╭─ Information shown

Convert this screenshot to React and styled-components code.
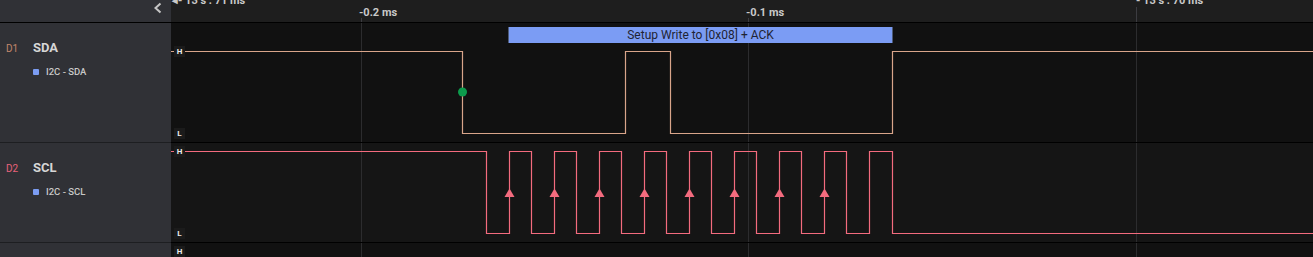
import React from 'react';
import styled, { createGlobalStyle } from 'styled-components';

const SIDEBAR_W = 171;
const TRACK_W = 1313 - SIDEBAR_W;
// global x of the time grid lines
const GRID = [361.5, 748.5, 1136.5];
const local = x => x - SIDEBAR_W;

const GlobalStyle = createGlobalStyle`
  *, *::before, *::after { box-sizing: border-box; }
  html, body {
    margin: 0;
    padding: 0;
    background: #111111;
    overflow: hidden;
  }
  body {
    font-family: Roboto, "Liberation Sans", sans-serif;
    -webkit-font-smoothing: antialiased;
  }
`;

const Viewer = styled.div`
  display: grid;
  grid-template-columns: ${SIDEBAR_W}px 1fr;
  grid-template-rows: 23px 120px 100px 1fr;
  width: 1313px;
  height: 257px;
  overflow: hidden;
`;

const HeaderSide = styled.div`
  display: flex;
  justify-content: flex-end;
  align-items: flex-start;
  padding: 2px 9px 0 0;
  background: #303136;
  border-bottom: 1px solid #000;
`;

const Ruler = styled.div`
  position: relative;
  background: #1e1e1e;
  border-bottom: 1px solid #000;
  overflow: hidden;
`;

const Tick = styled.div`
  position: absolute;
  top: ${p => (p.$major ? 7 : 18)}px;
  bottom: 0;
  width: 1px;
  background: #3c3c41;
`;

const TimeLabel = styled.span`
  position: absolute;
  top: ${p => (p.$clipped ? -5 : 7)}px;
  font-size: 11px;
  line-height: 11px;
  font-weight: 700;
  color: #c9c9c9;
  white-space: nowrap;
`;

const ChannelSide = styled.div`
  display: flex;
  align-items: baseline;
  padding: 17px 0 0 6px;
  background: #303136;
  border-bottom: 1px solid #1d1e21;
`;

const ChannelId = styled.span`
  width: 27px;
  font-size: 10px;
  color: ${p => p.$color};
`;

const NameBlock = styled.div`
  display: flex;
  flex-direction: column;
`;

const ChannelName = styled.span`
  font-size: 13px;
  line-height: 16px;
  font-weight: 700;
  color: #d6d6d6;
`;

const AnalyzerChip = styled.div`
  display: flex;
  align-items: center;
  gap: 7px;
  margin-top: 10px;
  font-size: 9.5px;
  line-height: 12px;
  font-weight: 500;
  color: #c8c8c8;
`;

const ChipSwatch = styled.span`
  width: 6px;
  height: 6px;
  border-radius: 1px;
  background: #7b9cf2;
`;

const Track = styled.div`
  position: relative;
  background: ${p => p.$bg};
  border-bottom: ${p => (p.$last ? 'none' : '1px solid #000')};
  overflow: hidden;

  svg { display: block; }
`;

const LevelBadge = styled.span`
  position: absolute;
  left: 3px;
  top: ${p => p.$y - 5.5}px;
  width: 11px;
  height: 11px;
  background: #1b1b1b;
  color: #ececec;
  font-size: 8px;
  line-height: 11px;
  font-weight: 700;
  text-align: center;
`;

const Annotation = styled.div`
  position: absolute;
  top: 4px;
  height: 16px;
  display: flex;
  align-items: center;
  justify-content: center;
  background: #7b9cf4;
  border-left: 1px solid #4c5a78;
  border-right: 1px solid #4c5a78;
  color: #1f2433;
  font-size: 12px;
  white-space: nowrap;
`;

function wavePath(edges, startHigh, yH, yL) {
  let high = startHigh;
  let d = `M0 ${high ? yH : yL}`;
  edges.forEach(x => {
    d += ` H${local(x)} V${high ? yL : yH}`;
    high = !high;
  });
  return d + ` H${TRACK_W}`;
}

const GridLines = ({ height }) =>
  GRID.map(x => (
    <line key={x} x1={local(x)} x2={local(x)} y1={0} y2={height} stroke="#2c2c2e" strokeWidth="1" />
  ));

const sdaEdges = [462.5, 625.5, 670.5, 892.5];
const sclFalls = [486.5, 531.5, 576.5, 621.5, 666.5, 711.5, 756.5, 801.5, 846.5, 892.5];
const sclRises = [509.5, 554.5, 599.5, 644.5, 689.5, 734.5, 779.5, 824.5, 869.5];
const sclEdges = sclFalls.flatMap((f, i) => (sclRises[i] ? [f, sclRises[i]] : [f]));

const SDA = '#d9a58a';
const SCL = '#f36b7e';

const Chevron = () => (
  <svg width="8" height="12" viewBox="0 0 8 12">
    <polyline points="6.5,1.5 1.5,6 6.5,10.5" fill="none" stroke="#c5c5c5" strokeWidth="2" />
  </svg>
);

const Channel = ({ id, idColor, name, analyzer }) => (
  <ChannelSide>
    <ChannelId $color={idColor}>{id}</ChannelId>
    <NameBlock>
      <ChannelName>{name}</ChannelName>
      <AnalyzerChip>
        <ChipSwatch />
        {analyzer}
      </AnalyzerChip>
    </NameBlock>
  </ChannelSide>
);

export default function App() {
  return (
    <>
      <GlobalStyle />
      <Viewer>
        <HeaderSide>
          <Chevron />
        </HeaderSide>
        <Ruler>
          <TimeLabel $clipped style={{ left: 1 }}>◂- 13 s : 71 ms</TimeLabel>
          <Tick style={{ left: local(361) }} />
          <TimeLabel style={{ left: local(359) }}>-0.2 ms</TimeLabel>
          <Tick style={{ left: local(748) }} />
          <TimeLabel style={{ left: local(746) }}>-0.1 ms</TimeLabel>
          <Tick $major style={{ left: local(1136) }} />
          <TimeLabel $clipped style={{ left: local(1136) }}>- 13 s : 70 ms</TimeLabel>
        </Ruler>

        <Channel id="D1" idColor="#c4876b" name="SDA" analyzer="I2C - SDA" />
        <Track $bg="#111111">
          <svg width={TRACK_W} height={119}>
            <GridLines height={119} />
            <path d={wavePath(sdaEdges, true, 28.5, 110.5)} fill="none" stroke={SDA} strokeWidth="1.2" />
            <circle cx={local(462.5)} cy={69} r={4.5} fill="#0c9b4c" />
          </svg>
          <Annotation style={{ left: local(508), width: 385 }}>Setup Write to [0x08] + ACK</Annotation>
          <LevelBadge $y={28.5}>H</LevelBadge>
          <LevelBadge $y={110.5}>L</LevelBadge>
        </Track>

        <Channel id="D2" idColor="#e8627a" name="SCL" analyzer="I2C - SCL" />
        <Track $bg="#151515">
          <svg width={TRACK_W} height={99}>
            <GridLines height={99} />
            <path d={wavePath(sclEdges, true, 8.5, 90.5)} fill="none" stroke={SCL} strokeWidth="1.2" />
            {sclRises.slice(0, 8).map(x => (
              <polygon
                key={x}
                points={`${local(x) - 5},54 ${local(x)},45.5 ${local(x) + 5},54`}
                fill={SCL}
              />
            ))}
          </svg>
          <LevelBadge $y={8.5}>H</LevelBadge>
          <LevelBadge $y={90.5}>L</LevelBadge>
        </Track>

        <ChannelSide />
        <Track $bg="#111111" $last>
          <svg width={TRACK_W} height={14}>
            <GridLines height={14} />
          </svg>
          <LevelBadge $y={8.5}>H</LevelBadge>
        </Track>
      </Viewer>
    </>
  );
}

╰─

Set problem: Return nothing but the lines running from the start of the data to the line with "const local = x => x - SIDEBAR_W;", please, both ends included and no pictures.

Result of this exercise:
Convert this screenshot to React and styled-components code.
import React from 'react';
import styled, { createGlobalStyle } from 'styled-components';

const SIDEBAR_W = 171;
const TRACK_W = 1313 - SIDEBAR_W;
// global x of the time grid lines
const GRID = [361.5, 748.5, 1136.5];
const local = x => x - SIDEBAR_W;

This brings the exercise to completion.